Exercise aim: Pick out the lines containing "this".

──────── Record list

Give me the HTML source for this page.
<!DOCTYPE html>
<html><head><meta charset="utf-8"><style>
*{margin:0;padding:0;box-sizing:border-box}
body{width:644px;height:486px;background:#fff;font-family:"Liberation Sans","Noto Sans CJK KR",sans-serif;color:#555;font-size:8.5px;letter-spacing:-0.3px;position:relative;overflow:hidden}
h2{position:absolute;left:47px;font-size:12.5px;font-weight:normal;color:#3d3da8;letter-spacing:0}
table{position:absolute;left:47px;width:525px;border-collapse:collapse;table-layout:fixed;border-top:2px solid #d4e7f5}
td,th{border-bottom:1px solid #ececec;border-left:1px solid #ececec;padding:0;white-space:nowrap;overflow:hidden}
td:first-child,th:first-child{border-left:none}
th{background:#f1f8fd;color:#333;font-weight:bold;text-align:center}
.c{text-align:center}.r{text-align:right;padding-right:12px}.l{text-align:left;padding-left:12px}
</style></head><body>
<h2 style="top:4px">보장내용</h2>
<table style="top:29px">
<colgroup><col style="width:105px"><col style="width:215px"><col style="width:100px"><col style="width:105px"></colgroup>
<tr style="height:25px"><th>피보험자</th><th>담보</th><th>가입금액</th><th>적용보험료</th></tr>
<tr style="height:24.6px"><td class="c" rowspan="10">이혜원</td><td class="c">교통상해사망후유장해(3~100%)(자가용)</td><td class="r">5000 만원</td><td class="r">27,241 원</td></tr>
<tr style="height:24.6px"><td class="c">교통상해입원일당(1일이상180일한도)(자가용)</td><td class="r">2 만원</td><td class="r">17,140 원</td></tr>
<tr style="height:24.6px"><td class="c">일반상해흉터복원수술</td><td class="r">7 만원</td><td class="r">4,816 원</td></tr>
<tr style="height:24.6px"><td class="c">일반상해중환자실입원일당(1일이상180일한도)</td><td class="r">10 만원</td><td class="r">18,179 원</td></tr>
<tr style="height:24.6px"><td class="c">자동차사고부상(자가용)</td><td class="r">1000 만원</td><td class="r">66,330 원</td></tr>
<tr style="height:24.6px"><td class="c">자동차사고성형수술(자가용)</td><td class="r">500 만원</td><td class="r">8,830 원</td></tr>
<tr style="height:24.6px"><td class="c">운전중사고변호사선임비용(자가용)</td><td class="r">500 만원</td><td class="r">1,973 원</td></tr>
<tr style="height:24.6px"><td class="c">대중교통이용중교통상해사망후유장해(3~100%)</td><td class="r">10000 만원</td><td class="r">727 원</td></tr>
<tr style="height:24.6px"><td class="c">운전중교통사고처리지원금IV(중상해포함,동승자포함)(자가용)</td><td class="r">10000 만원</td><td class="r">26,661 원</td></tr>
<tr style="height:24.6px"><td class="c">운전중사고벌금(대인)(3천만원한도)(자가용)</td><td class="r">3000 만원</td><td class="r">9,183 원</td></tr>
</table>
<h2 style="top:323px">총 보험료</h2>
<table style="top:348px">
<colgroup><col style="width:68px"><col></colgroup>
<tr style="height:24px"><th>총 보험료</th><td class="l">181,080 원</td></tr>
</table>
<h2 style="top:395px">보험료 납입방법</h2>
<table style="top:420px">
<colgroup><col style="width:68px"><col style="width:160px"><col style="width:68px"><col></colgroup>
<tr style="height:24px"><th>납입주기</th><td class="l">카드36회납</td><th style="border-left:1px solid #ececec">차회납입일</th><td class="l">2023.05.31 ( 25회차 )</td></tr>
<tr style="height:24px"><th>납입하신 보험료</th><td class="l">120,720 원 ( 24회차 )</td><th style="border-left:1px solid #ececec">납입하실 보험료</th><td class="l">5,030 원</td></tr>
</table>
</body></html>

────────────────
──────── Record list

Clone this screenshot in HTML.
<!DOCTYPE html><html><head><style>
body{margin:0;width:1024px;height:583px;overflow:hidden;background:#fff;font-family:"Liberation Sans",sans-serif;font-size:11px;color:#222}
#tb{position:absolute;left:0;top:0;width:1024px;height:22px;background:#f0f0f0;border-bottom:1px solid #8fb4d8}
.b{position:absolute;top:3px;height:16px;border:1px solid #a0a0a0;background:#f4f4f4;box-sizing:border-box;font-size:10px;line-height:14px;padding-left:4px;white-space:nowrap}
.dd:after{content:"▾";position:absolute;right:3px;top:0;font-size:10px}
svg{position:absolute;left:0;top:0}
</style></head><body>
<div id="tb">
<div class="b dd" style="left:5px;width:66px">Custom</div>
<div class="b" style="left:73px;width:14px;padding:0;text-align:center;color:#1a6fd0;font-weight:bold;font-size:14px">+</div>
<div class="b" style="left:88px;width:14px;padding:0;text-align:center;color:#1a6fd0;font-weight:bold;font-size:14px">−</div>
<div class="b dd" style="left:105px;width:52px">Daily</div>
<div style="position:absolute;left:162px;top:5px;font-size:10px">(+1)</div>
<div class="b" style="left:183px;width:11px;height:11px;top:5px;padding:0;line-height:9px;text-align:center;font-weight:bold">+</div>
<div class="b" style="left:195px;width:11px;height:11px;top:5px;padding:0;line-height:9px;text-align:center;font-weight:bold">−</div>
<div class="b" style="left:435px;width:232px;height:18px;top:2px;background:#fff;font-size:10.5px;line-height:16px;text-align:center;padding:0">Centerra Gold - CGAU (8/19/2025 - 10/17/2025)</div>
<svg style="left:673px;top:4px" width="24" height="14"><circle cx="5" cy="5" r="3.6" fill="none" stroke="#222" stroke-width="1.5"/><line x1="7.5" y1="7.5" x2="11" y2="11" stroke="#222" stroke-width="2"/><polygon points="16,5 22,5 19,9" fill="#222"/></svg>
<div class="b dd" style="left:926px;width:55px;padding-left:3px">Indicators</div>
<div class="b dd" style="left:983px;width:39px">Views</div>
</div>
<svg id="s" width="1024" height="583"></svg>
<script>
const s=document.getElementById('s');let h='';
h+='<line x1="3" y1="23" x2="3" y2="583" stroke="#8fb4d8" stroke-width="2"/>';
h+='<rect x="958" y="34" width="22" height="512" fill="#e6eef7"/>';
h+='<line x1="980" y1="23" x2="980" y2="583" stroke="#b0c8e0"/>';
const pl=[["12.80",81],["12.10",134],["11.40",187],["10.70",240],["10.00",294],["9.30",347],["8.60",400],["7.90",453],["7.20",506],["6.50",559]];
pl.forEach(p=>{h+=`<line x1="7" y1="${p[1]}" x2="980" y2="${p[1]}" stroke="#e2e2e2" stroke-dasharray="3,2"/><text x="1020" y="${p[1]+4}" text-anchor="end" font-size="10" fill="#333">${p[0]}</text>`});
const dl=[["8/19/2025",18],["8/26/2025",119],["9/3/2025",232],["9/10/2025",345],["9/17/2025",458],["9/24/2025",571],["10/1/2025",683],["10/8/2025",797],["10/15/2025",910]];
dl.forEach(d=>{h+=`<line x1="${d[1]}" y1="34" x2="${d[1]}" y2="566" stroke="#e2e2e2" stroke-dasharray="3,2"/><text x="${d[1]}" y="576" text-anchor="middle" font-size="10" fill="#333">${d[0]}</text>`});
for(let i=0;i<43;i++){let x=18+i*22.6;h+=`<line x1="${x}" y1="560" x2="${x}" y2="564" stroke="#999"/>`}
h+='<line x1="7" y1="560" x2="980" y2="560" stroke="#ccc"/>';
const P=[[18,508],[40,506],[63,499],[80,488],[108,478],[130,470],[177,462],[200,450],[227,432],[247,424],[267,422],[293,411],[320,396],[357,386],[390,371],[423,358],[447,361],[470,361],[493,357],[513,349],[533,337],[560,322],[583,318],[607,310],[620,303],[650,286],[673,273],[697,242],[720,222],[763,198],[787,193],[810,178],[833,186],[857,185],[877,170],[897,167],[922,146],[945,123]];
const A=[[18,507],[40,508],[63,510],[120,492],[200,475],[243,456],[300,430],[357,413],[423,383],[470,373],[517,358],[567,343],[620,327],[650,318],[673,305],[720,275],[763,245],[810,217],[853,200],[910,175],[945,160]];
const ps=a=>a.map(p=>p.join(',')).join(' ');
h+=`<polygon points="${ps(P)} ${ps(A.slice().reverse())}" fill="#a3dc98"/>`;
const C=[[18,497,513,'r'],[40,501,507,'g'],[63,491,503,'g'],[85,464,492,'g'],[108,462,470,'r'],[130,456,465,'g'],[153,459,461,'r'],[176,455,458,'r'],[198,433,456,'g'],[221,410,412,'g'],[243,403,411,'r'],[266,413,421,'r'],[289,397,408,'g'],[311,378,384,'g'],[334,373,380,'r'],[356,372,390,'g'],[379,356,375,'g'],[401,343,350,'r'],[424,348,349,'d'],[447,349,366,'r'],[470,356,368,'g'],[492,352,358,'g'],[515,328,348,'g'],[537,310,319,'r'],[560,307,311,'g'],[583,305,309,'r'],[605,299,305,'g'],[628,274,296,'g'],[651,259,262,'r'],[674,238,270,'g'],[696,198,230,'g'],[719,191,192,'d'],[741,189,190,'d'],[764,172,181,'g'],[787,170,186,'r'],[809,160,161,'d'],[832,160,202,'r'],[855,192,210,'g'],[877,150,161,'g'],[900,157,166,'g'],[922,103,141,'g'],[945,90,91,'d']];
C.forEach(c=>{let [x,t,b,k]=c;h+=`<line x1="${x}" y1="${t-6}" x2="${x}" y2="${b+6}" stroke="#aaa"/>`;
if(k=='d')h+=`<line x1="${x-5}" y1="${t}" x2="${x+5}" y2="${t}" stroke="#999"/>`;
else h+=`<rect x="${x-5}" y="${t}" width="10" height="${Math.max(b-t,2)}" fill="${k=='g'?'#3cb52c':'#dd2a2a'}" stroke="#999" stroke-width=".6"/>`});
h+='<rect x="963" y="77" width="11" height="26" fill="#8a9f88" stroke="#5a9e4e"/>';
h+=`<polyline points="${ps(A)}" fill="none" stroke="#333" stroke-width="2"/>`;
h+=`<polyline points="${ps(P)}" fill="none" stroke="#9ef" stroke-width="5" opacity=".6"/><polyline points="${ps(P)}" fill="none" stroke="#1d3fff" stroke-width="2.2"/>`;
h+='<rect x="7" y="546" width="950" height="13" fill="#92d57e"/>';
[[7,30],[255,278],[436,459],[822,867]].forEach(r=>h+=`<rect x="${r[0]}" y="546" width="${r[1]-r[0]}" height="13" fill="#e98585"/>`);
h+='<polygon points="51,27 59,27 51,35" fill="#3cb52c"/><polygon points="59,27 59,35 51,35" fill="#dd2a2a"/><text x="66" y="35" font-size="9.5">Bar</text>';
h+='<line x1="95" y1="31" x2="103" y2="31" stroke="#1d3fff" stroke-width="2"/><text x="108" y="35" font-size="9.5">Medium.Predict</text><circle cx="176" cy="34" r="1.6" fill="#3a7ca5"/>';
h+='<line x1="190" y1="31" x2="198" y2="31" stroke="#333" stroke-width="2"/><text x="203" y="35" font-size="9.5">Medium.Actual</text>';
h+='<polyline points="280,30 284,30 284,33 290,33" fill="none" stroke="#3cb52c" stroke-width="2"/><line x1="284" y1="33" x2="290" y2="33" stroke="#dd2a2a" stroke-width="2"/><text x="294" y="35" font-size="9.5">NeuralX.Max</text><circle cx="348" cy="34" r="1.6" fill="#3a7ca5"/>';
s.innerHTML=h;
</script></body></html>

────────────────
──────── Record list

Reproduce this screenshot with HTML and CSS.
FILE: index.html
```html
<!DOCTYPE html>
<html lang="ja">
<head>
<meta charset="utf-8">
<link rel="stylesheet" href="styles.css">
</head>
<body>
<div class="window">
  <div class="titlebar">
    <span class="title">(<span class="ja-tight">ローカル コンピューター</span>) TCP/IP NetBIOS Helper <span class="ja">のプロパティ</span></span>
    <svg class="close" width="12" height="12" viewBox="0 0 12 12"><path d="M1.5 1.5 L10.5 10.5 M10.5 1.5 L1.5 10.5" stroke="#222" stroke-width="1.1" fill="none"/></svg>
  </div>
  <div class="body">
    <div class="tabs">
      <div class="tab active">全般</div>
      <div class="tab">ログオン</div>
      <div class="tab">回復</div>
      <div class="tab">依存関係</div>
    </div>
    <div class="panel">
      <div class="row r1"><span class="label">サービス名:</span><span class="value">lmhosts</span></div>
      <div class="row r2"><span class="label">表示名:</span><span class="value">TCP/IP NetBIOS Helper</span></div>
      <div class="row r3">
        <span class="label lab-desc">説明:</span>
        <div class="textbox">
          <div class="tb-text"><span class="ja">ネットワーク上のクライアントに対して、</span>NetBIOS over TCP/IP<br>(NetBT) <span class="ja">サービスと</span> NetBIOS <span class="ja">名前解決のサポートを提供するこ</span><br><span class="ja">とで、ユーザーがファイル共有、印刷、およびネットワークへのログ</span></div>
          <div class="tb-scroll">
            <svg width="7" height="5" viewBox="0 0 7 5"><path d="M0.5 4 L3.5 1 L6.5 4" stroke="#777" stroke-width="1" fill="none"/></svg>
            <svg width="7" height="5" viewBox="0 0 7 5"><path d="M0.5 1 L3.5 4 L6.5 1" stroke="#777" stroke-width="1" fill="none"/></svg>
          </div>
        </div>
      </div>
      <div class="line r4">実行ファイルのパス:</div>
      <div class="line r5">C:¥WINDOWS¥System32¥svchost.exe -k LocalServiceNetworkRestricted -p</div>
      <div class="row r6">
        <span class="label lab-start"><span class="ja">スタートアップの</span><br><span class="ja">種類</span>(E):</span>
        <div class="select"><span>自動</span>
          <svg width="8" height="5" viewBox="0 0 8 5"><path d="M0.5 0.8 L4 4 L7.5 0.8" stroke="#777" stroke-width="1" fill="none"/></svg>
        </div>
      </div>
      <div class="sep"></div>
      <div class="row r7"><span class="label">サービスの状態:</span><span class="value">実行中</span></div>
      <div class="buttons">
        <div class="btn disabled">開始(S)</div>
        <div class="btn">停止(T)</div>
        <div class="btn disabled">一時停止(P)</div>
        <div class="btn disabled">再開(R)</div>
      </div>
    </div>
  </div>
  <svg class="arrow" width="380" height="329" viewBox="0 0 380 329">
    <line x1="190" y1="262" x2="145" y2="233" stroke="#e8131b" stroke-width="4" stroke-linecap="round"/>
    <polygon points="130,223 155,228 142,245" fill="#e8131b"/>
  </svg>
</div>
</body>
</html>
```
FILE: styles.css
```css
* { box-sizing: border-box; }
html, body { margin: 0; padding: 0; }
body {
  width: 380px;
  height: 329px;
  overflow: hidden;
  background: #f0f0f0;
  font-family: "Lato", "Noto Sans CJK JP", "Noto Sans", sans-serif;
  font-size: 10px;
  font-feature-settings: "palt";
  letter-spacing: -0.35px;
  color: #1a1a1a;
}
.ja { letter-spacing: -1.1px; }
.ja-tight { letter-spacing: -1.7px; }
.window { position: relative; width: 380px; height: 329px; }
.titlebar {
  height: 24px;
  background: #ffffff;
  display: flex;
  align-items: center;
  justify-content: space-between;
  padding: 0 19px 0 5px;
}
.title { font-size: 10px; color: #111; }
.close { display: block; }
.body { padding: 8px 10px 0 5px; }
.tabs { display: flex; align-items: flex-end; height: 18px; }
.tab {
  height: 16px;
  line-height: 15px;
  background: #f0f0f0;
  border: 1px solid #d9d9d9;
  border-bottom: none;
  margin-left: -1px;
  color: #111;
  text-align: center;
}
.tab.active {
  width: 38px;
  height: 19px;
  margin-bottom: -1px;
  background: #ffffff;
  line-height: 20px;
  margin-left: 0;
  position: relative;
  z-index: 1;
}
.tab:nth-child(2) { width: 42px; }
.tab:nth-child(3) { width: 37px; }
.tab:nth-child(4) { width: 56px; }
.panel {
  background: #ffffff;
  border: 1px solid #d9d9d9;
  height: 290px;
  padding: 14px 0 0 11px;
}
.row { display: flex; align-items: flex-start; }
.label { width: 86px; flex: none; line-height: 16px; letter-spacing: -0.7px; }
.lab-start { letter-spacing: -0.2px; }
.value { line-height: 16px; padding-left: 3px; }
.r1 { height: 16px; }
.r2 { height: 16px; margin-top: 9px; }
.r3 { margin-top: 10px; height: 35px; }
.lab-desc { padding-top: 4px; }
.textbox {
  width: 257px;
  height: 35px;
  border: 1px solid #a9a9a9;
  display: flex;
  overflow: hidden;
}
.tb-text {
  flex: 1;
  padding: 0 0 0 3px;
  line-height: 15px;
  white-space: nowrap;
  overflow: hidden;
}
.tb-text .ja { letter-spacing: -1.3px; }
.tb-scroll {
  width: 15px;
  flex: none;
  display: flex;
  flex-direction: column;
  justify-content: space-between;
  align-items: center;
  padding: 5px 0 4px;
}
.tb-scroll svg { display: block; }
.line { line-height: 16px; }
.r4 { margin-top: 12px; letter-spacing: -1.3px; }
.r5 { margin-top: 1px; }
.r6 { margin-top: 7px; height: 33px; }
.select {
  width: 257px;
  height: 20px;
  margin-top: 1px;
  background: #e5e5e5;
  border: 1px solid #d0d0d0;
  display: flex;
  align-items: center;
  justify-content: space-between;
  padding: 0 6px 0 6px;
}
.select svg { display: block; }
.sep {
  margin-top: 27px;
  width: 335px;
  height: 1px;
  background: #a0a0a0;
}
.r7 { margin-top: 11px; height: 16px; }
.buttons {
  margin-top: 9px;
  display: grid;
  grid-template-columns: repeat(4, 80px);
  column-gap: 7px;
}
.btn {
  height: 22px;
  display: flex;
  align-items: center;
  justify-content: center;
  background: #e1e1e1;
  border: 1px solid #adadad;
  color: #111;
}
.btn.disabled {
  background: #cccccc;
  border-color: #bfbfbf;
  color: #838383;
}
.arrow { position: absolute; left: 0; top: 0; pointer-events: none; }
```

────────────────

Solution:
Give me the HTML source for this page.
Clone this screenshot in HTML.
Reproduce this screenshot with HTML and CSS.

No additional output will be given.